The standard for reviewing a trial court's determination that the probative value of evidence outweighs its prejudicial effect to the defendant is whether the court abused its discretion. See United States v. King, 768 F.2d 586, 588 (4th Cir. 1985). A district court's decision to admit evidence pursuant to Rule 404(b) will not be disturbed "unless it was arbitrary or irrational." United States v. Rawle, 845 F.2d 1244, 1247 (4th Cir. 1988).
Fed.R.Evid. 403 provides that relevant evidence may be excluded "if its probative value is substantially outweighed by the danger of unfair prejudice, confusion of the issues, or misleading the jury." The money which was found in the car driven by Jose was bound with colored rubber bands similar to those found with the cocaine. The money in the car was also impregnated with cocaine. The district court concluded that there was sufficient connection between the evidence of the seizure of the cocaine and the crimes alleged against appellant to justify its admission.
Appellant contends that the evidence of the seizure was so inflammatory that it was unfairly prejudicial to appellant. The evidence was, of course, prejudicial to the appellant, but not unfairly so, and, even if it was unfairly prejudicial, admitting it does not rise to the level of an abuse of discretion.
Appellant argues further that it was error to admit the statements made by Luis' attorney at the Nebbia hearing as adoptive admissions of appellant.
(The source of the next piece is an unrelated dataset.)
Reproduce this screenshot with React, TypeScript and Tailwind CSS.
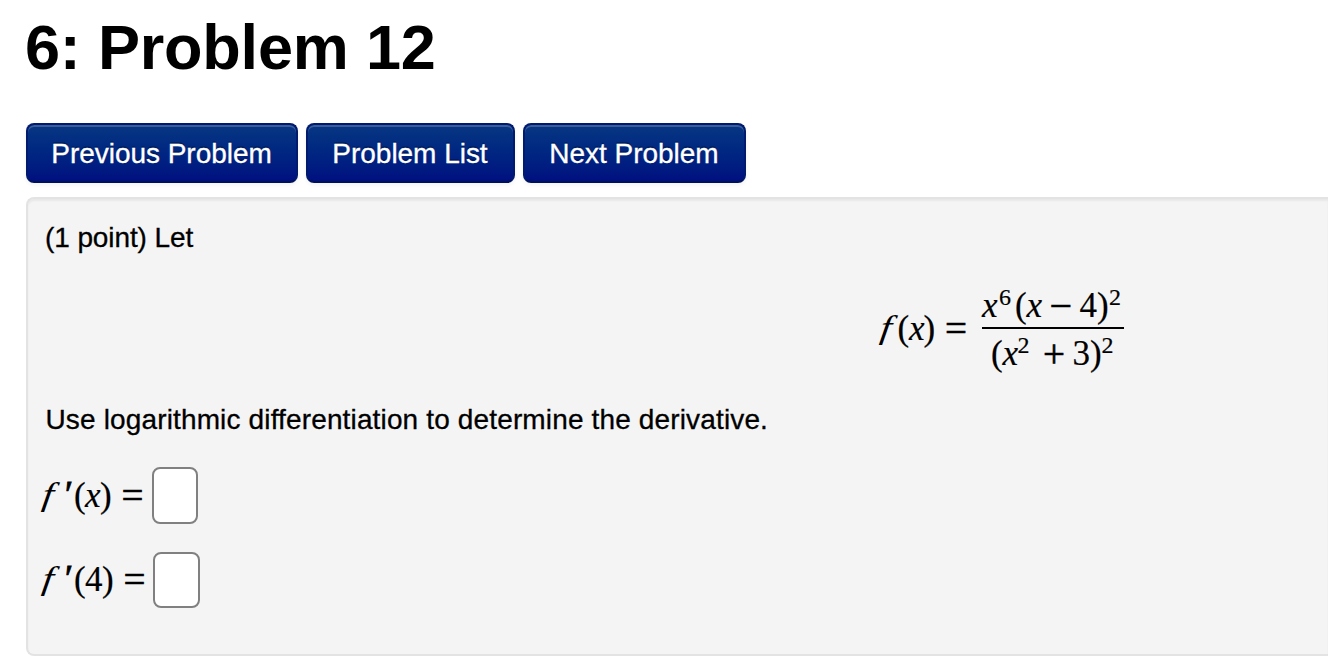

The court admitted statements by Luis' attorney to the effect that appellant brought $40,000 of the $200,000 from El Salvador as adoptive admissions of appellant under Fed.R.Evid. 801(d) (2) (B), since appellant was present at the hearing and did not object to the statement as false. The statements were apparently admitted pursuant to Fed.R.Evid. 404(b) to show that appellant had a habit of claiming that he borrowed money from relatives in El Salvador. Before admitting a proffered admission by silence, the court must determine whether the statement was such that under the circumstances an innocent defendant would normally be induced to respond, United States v. Moore, 522 F.2d 1068, 1075 (9th Cir. 1975), cert. denied, 423 U.S. 1049 (1976), and whether sufficient foundational facts have been introduced for the jury reasonably to conclude that the defendant did actually hear, understand and accede to the statement. United States v. Basic Construction Co., 711 F.2d 570, 573 (4th Cir.), cert. denied, 464 U.S. 956 (1983); United States v. Sears, 663 F.2d 896, 904 (9th Cir. 1981), cert. denied, 455 U.S. 1027 (1982).
The weak link here is whether such a statement would ordinarily have elicited a response under the circumstances. There is evidence to suggest that appellant was in the back of the courtroom and Luis' attorney indicated that appellant was available to testify. We are not sure whether a person sitting in a courtroom could be expected to stand up and object when he hears a statement by another person's attorney with which he disagrees. In fact, an outburst from the audience would normally be subject to a warning for contempt of court.
The government argues that even if the statement should not have been admitted, its admission was harmless error. There was sufficient other evidence to convict appellant of making false statements concerning the origin of the $200,000 which he claimed. An error is harmless "when it is unlikely that the error could have affected the verdict reached by the jury in the particular circumstances of the trial." United States v. Stockton, 788 F.2d 210, 220 n. 16 (4th Cir.) (citation omitted), cert. denied, 479 U.S. 840 (1986). Here, it was arguably error to admit the statement as an adoptive admission, but such error was harmless.